#### DATA PROVIDED ####

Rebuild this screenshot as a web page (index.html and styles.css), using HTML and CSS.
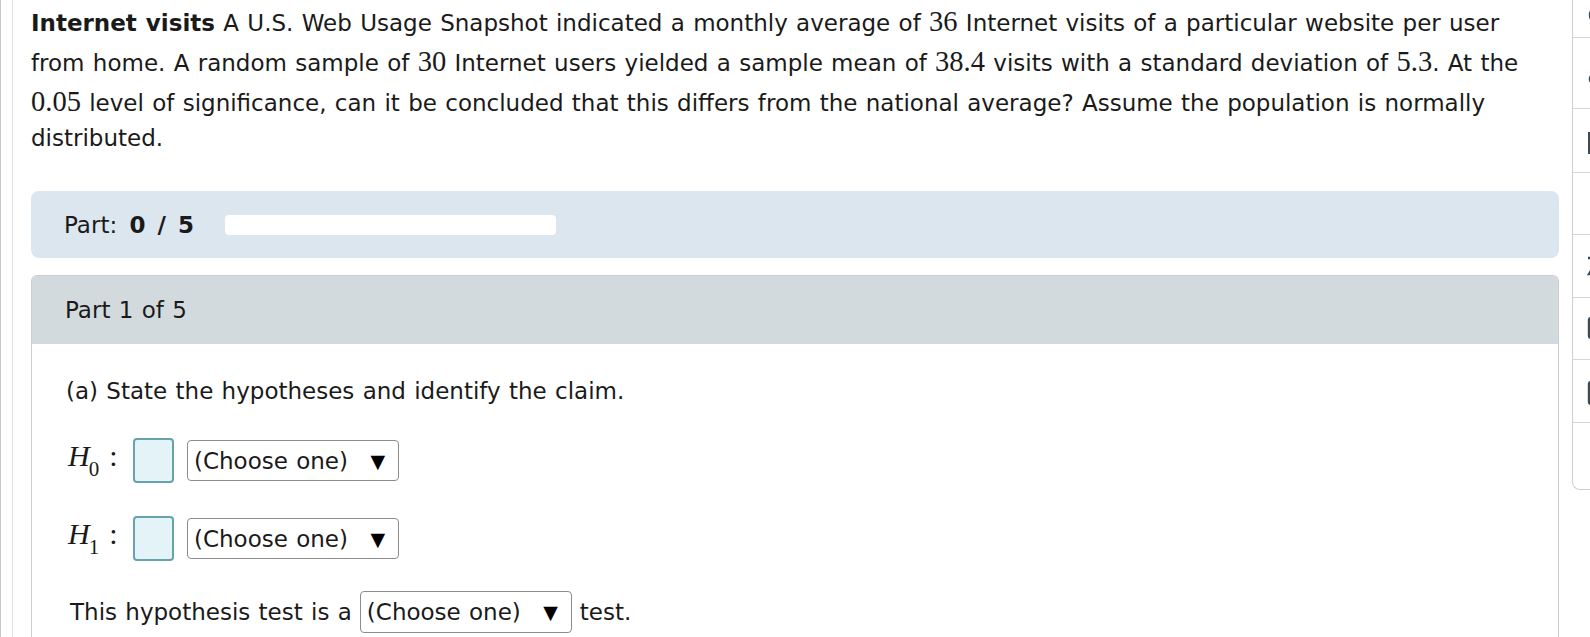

####
#### DATA PROVIDED ####

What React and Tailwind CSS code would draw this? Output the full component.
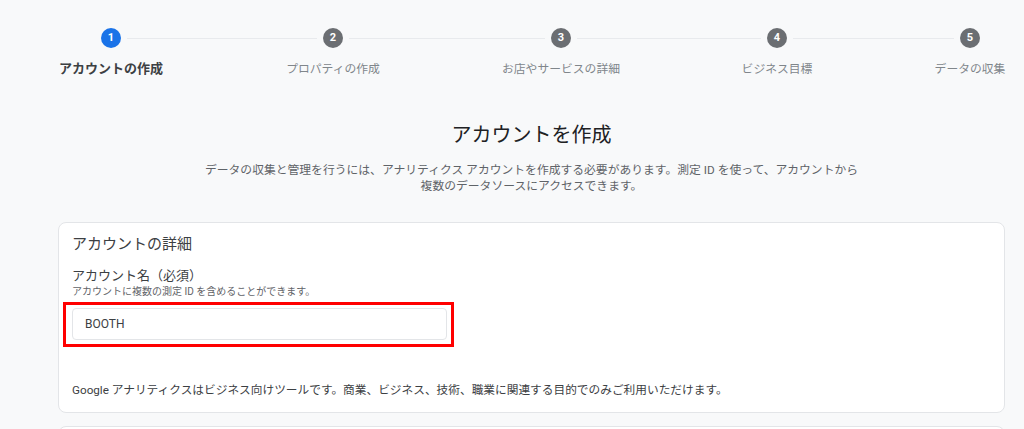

####
#### DATA PROVIDED ####

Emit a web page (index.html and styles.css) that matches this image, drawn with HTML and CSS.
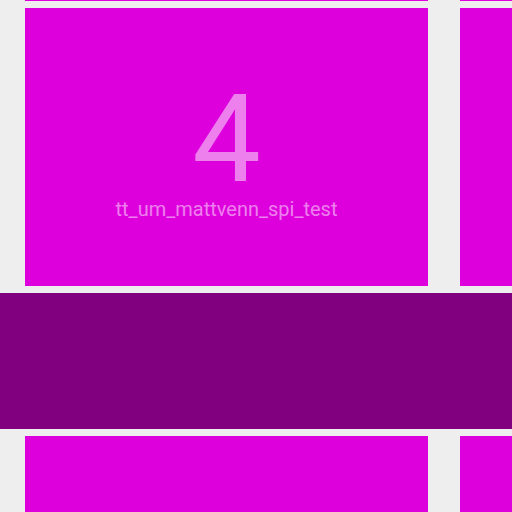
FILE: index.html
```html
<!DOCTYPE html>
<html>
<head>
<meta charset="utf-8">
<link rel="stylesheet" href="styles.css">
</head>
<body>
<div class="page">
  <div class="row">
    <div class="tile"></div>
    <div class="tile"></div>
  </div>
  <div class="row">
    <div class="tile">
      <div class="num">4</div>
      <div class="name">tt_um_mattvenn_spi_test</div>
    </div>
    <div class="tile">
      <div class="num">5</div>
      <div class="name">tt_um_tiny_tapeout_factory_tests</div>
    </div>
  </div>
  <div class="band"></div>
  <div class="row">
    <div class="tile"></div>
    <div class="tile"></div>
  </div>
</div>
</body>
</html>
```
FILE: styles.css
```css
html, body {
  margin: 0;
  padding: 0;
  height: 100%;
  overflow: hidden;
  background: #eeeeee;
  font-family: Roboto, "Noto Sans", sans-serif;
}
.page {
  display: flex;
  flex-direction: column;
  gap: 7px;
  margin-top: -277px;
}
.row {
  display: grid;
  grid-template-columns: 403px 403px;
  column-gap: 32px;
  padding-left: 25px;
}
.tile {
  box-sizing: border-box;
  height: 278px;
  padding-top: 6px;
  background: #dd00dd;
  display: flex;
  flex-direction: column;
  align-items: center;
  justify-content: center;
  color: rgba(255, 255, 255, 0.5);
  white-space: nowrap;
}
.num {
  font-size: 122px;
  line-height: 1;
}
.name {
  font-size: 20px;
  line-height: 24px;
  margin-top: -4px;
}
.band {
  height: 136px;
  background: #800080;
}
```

####

**TASK TO COMPLETE**
Go through the entries above and copy every line containing "styles".

**TASK RESULT**
Rebuild this screenshot as a web page (index.html and styles.css), using HTML and CSS.
Emit a web page (index.html and styles.css) that matches this image, drawn with HTML and CSS.
<link rel="stylesheet" href="styles.css">
FILE: styles.css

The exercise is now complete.